Because DAF’s sale of the notes, in the conceded absence of any expression of a contemporaneous intent to transfer related tort claims to Dresdner, did not, under New York law, effectuate an assignment of the fraud claim Commerzbank now seeks to pursue, Commerzbank has failed to raise a question of fact concerning standing. Accordingly, the first certified question should be answered in the negative and the second certified question not answered as academic.
Chief Judge Lippmajn and Judges Read, Pigott, Rivera, Abdus-Salaam and Fahey concur.Following certification of questions by the United States Court of Appeals for the Second Circuit and acceptance of the questions by this Court pursuant to section 500.27 of the Rules of Practice of the Court of Appeals (22 NYCRR 500.27), and after hearing argument by counsel for the parties and consideration of the briefs and the record submitted, first certified question answered in the negative and second certified question not answered as academic.

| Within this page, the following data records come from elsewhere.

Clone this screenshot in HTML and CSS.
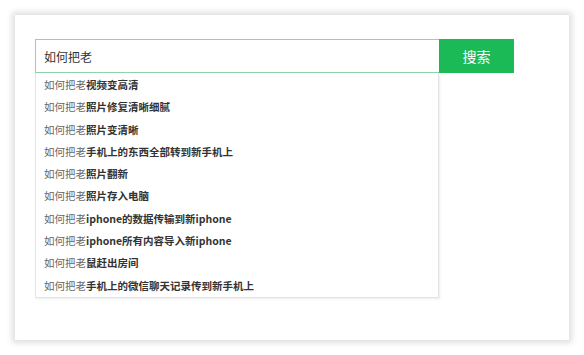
FILE: index.html
```html
<!DOCTYPE html>
<html lang="zh-CN">
<head>
    <meta charset="UTF-8">
    <meta name="viewport" content="width=device-width, initial-scale=1.0">
    <title>搜索</title>
    <link rel="stylesheet" href="styles.css">
</head>
<body>

<!-- 搜索框 -->
<div class="container">
    <div class="search">
        <div class="search-row">
            <input type="text" class="search-input" value="如何把老">
            <button class="search-btn">搜索</button>
        </div>
        <ul class="suggest">
            <li>如何把老<b>视频变高清</b></li>
            <li>如何把老<b>照片修复清晰细腻</b></li>
            <li>如何把老<b>照片变清晰</b></li>
            <li>如何把老<b>手机上的东西全部转到新手机上</b></li>
            <li>如何把老<b>照片翻新</b></li>
            <li>如何把老<b>照片存入电脑</b></li>
            <li>如何把老<b>iphone的数据传输到新iphone</b></li>
            <li>如何把老<b>iphone所有内容导入新iphone</b></li>
            <li>如何把老<b>鼠赶出房间</b></li>
            <li>如何把老<b>手机上的微信聊天记录传到新手机上</b></li>
        </ul>
    </div>
</div>

</body>
</html>
```

FILE: styles.css
```css
body {
    margin: 0;
    padding: 0;
    background-color: #fff;
    font-family: "Noto Sans CJK SC", "Liberation Sans", sans-serif;
}
.container {
    width: 554px;
    height: 325px;
    margin: 15px;
    box-sizing: border-box;
    padding: 24px 20px;
    background-color: #fff;
    box-shadow: 0 0 6px 3px rgba(0, 0, 0, 0.13);
}
.search {
    position: relative;
    width: 479px;
}
.search-row {
    display: flex;
    height: 34px;
}
.search-input {
    width: 404px;
    height: 34px;
    box-sizing: border-box;
    margin: 0;
    padding: 0 8px;
    border: 1px solid #8fd5a6;
    border-right: none;
    outline: none;
    font-family: "Noto Sans CJK SC", sans-serif;
    font-size: 12px;
    color: #333;
}
.search-btn {
    width: 75px;
    height: 34px;
    margin: 0;
    border: none;
    background-color: #1cb957;
    color: #fff;
    font-family: "Noto Sans CJK SC", sans-serif;
    font-size: 14px;
    cursor: pointer;
}
.suggest {
    position: absolute;
    top: 34px;
    left: 0;
    width: 404px;
    box-sizing: border-box;
    margin: 0;
    padding: 1px 0 0;
    list-style: none;
    background-color: #fff;
    border: 1px solid #e4e4e4;
    border-top: none;
    box-shadow: 1px 1px 2px rgba(0, 0, 0, 0.08);
}
.suggest li {
    height: 22.3px;
    line-height: 22.3px;
    padding-left: 8px;
    font-size: 10.5px;
    color: #666;
}
.suggest b {
    color: #333;
}
```
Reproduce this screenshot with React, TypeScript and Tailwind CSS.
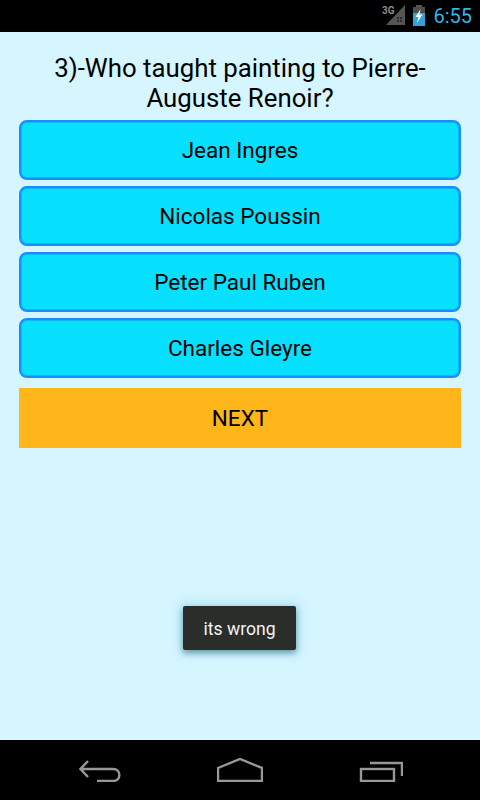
import React from 'react';

const answers = ['Jean Ingres', 'Nicolas Poussin', 'Peter Paul Ruben', 'Charles Gleyre'];

const StatusBar = () => (
  <div className="h-8 shrink-0 bg-black flex items-center justify-end relative">
    <svg className="absolute left-[386px] top-[5px]" width="20" height="20" viewBox="0 0 20 20">
      <path d="M19 0V20H0Z" fill="#555" />
      <path d="M11 12h2v2h-2zM14 12h2v2h-2zM11 15h2v2h-2zM14 15h2v2h-2z" fill="#2b2b2b" />
    </svg>
    <span className="absolute left-[382px] top-[6px] text-[10px] leading-[10px] font-bold text-[#8a8a8a]">3G</span>
    <svg className="absolute left-[412px] top-[5px]" width="14" height="21" viewBox="0 0 14 21">
      <rect x="4" y="0" width="6" height="2" fill="#555" />
      <rect x="1" y="2" width="12" height="19" fill="#4d4d4d" />
      <rect x="1" y="8" width="12" height="13" fill="#33a5d5" />
      <path d="M8.5 4 3.5 12H6.5L5 18 10.5 9.5H7.5Z" fill="#fff" />
    </svg>
    <span className="mr-2 text-[20px] leading-8 text-[#33b5e5]">6:55</span>
  </div>
);

const NavBar = () => (
  <div className="h-[60px] shrink-0 bg-black flex items-center justify-between pl-[79px] pr-[77px]">
    <svg width="42" height="24" viewBox="0 0 42 24" fill="none" stroke="#989898" strokeWidth="2.4">
      <path d="M9 3 1.5 11 9 19M2 11H34C42.5 11 42.5 23 34 23H18" />
    </svg>
    <svg width="46" height="24" viewBox="0 0 46 24" fill="none" stroke="#989898" strokeWidth="2.4">
      <path d="M1 10 23 1 45 10V23H1Z" />
    </svg>
    <svg width="44" height="24" viewBox="0 0 44 24" fill="none" stroke="#989898" strokeWidth="2.4">
      <rect x="2" y="11" width="33" height="12" />
      <path d="M11 5H43V18" />
    </svg>
  </div>
);

export default function App() {
  return (
    <div className="relative w-[480px] h-[800px] flex flex-col overflow-hidden font-['Roboto',sans-serif]">
      <StatusBar />
      <main className="flex-1 bg-[#d5f5ff] px-[19px] pt-[21px]">
        <h1 className="text-[25.8px] leading-[30px] text-center text-black font-normal">
          3)-Who taught painting to Pierre-<br />Auguste Renoir?
        </h1>
        <div className="mt-[7px] flex flex-col gap-[6px]">
          {answers.map((a) => (
            <button
              key={a}
              className="h-[60px] pt-[2px] rounded-lg border-2 border-[#1a8cff] shadow-[inset_0_0_0_1px_rgba(26,140,255,0.5)] bg-[#08e0ff] text-[22.5px] text-black"
            >
              {a}
            </button>
          ))}
        </div>
        <button className="mt-[10px] w-full h-[60px] pt-[2px] bg-[#ffb61a] text-[22.5px] text-black">NEXT</button>
      </main>
      <NavBar />
      <div className="absolute left-[183px] top-[606px] w-[113px] h-[44px] pt-[2px] rounded-[2px] bg-[#2b2d2b] text-[#f2f2f2] text-[17.6px] flex items-center justify-center shadow-[0_3px_6px_rgba(0,50,70,0.45),0_0_10px_4px_rgba(140,220,235,0.45)]">
        its wrong
      </div>
    </div>
  );
}
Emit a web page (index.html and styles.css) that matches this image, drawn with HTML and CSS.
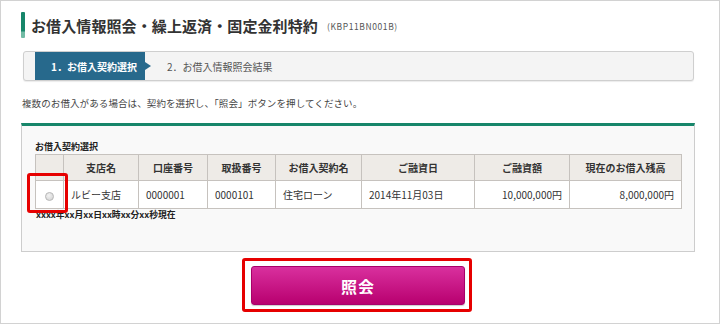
FILE: index.html
```html
<!DOCTYPE html>
<html lang="ja">
<head>
  <meta charset="UTF-8" />
  <title>お借入情報照会・繰上返済・固定金利特約</title>
  <link rel="stylesheet" href="styles.css">
</head>
<body>
  <div class="page">
    <div class="title-row">
      <span class="title-bar"></span>
      <h1 class="title">お借入情報照会・繰上返済・固定金利特約</h1>
      <span class="screen-id">(KBP11BN001B)</span>
    </div>

    <div class="steps">
      <div class="step active">1．お借入契約選択</div>
      <div class="step">2．お借入情報照会結果</div>
    </div>

    <p class="lead">複数のお借入がある場合は、契約を選択し、「照会」ボタンを押してください。</p>

    <div class="panel">
      <div class="panel-label">お借入契約選択</div>
      <div class="table-wrap">
        <table class="loans">
          <colgroup>
            <col style="width:28px">
            <col style="width:75px">
            <col style="width:69px">
            <col style="width:68px">
            <col style="width:86px">
            <col style="width:113px">
            <col style="width:95px">
            <col style="width:112px">
          </colgroup>
          <thead>
            <tr>
              <th></th>
              <th>支店名</th>
              <th>口座番号</th>
              <th>取扱番号</th>
              <th>お借入契約名</th>
              <th>ご融資日</th>
              <th>ご融資額</th>
              <th>現在のお借入残高</th>
            </tr>
          </thead>
          <tbody>
            <tr>
              <td class="radio-cell"><span class="radio"></span></td>
              <td>ルビー支店</td>
              <td>0000001</td>
              <td>0000101</td>
              <td>住宅ローン</td>
              <td>2014年11月03日</td>
              <td class="num">10,000,000円</td>
              <td class="num">8,000,000円</td>
            </tr>
          </tbody>
        </table>
        <div class="asof">xxxx年xx月xx日xx時xx分xx秒現在</div>
        <span class="mark mark-radio"></span>
      </div>
    </div>

    <div class="actions">
      <div class="mark-box">
        <button class="btn-submit">照会</button>
      </div>
    </div>
  </div>
</body>
</html>
```

FILE: styles.css
```css
* {
  box-sizing: border-box;
}
body {
  margin: 0;
  font-family: "Noto Sans CJK JP", "Noto Sans", sans-serif;
  color: #333;
  background: #fff;
}
.page {
  width: 720px;
  height: 324px;
  border: 1px solid #d2d2d2;
  padding: 11px 24px 0 20px;
}
.title-row {
  display: flex;
  align-items: center;
  height: 26px;
}
.title-bar {
  width: 4px;
  height: 26px;
  border-radius: 1px;
  background: linear-gradient(#17866a 0%, #17866a 72%, #72bba5 78%, #72bba5 100%);
}
.title {
  margin: 0 0 0 6px;
  font-size: 15px;
  font-weight: bold;
  color: #333;
  letter-spacing: 0.1px;
}
.screen-id {
  margin-left: 9px;
  font-size: 8.5px;
  color: #555;
  letter-spacing: 0.6px;
  margin-top: 2px;
}
.steps {
  display: flex;
  align-items: stretch;
  height: 30px;
  margin: 13px 1px 0 2px;
  padding: 0 0 0 11px;
  border: 1px solid #cfcfcf;
  border-radius: 3px;
  background: #f4f4f4;
  box-shadow: 0 1px 1px rgba(0, 0, 0, 0.08);
}
.step {
  display: flex;
  align-items: center;
  font-size: 10px;
  color: #555;
}
.step.active {
  position: relative;
  width: 110px;
  padding-left: 16px;
  margin-right: 22px;
  background: #27698c;
  color: #fff;
  font-weight: bold;
}
.step.active::after {
  content: "";
  position: absolute;
  right: -6px;
  top: 10px;
  border-top: 4px solid transparent;
  border-bottom: 4px solid transparent;
  border-left: 6px solid #27698c;
}
.lead {
  margin: 15px 0 0 1px;
  font-size: 9.5px;
  line-height: 14px;
  color: #444;
  letter-spacing: 0.1px;
}
.panel {
  margin-top: 13px;
  height: 129px;
  padding: 14px 12px 0 13px;
  background: #f9f9f9;
  border: 1px solid #cdcdcd;
  border-top: 3px solid #17866a;
}
.panel-label {
  font-size: 9px;
  line-height: 14px;
  color: #222;
  font-weight: bold;
}
.table-wrap {
  position: relative;
}
.loans {
  width: 646px;
  table-layout: fixed;
  border-collapse: collapse;
  font-size: 10px;
}
.loans th,
.loans td {
  border: 1px solid #c6c2be;
  padding: 0 7px;
  text-align: left;
  white-space: nowrap;
}
.loans th {
  height: 26px;
  background: #eeebe7;
  text-align: center;
  font-weight: bold;
  color: #333;
}
.loans td {
  height: 28px;
  background: #fff;
  color: #333;
}
.loans td.num {
  text-align: right;
}
.loans td.radio-cell {
  text-align: center;
  padding: 0;
}
.radio {
  display: inline-block;
  width: 9px;
  height: 9px;
  border-radius: 50%;
  border: 1px solid #b9b9b9;
  background: radial-gradient(circle at 40% 35%, #f2f2f2, #cfcfcf);
  vertical-align: middle;
}
.asof {
  font-size: 8.8px;
  line-height: 12px;
  font-weight: bold;
  color: #222;
  padding-left: 1px;
}
.mark {
  position: absolute;
  border: 3px solid #e60000;
  border-radius: 3px;
}
.mark-radio {
  left: -8px;
  top: 19px;
  width: 41px;
  height: 40px;
}
.actions {
  display: flex;
  justify-content: center;
  margin-top: 6px;
  padding-right: 2px;
}
.mark-box {
  border: 3px solid #e60000;
  border-radius: 3px;
  padding: 5px 4px 4px 6px;
}
.btn-submit {
  display: block;
  width: 214px;
  height: 39px;
  border: 1px solid #a8006a;
  border-radius: 3px;
  background: linear-gradient(#d9309e, #b8006f);
  color: #fff;
  font-family: "Noto Sans CJK JP", sans-serif;
  font-size: 16px;
  font-weight: bold;
  letter-spacing: 1px;
  box-shadow: 0 1px 1px rgba(0, 0, 0, 0.2);
}
```
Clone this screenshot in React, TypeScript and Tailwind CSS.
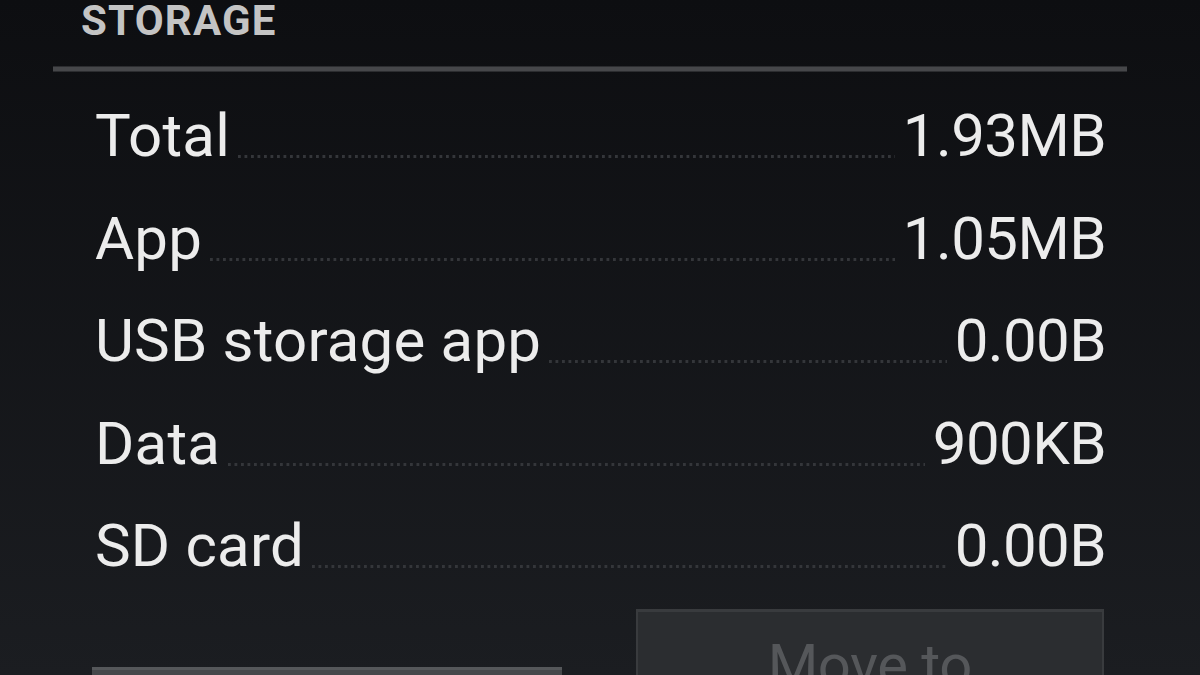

. The Second Circuit did not reach the merits of Commerzbank’s motion to ratify its claim by a successor entity to DAF under Federal Rules of Civil Procedure rule 17 (a) (3), but commented that the motion, which must be made within a “reasonable time” of the standing objection, was not made until over one year after defendants’ answers raised the standing issue (772 F3d 111, 122 n 5 [2d Cir 2014] [as amended Nov. 12, 2014]).
. Commerzbank’s standing to sue with respect to the notes that it purchased directly is not at issue.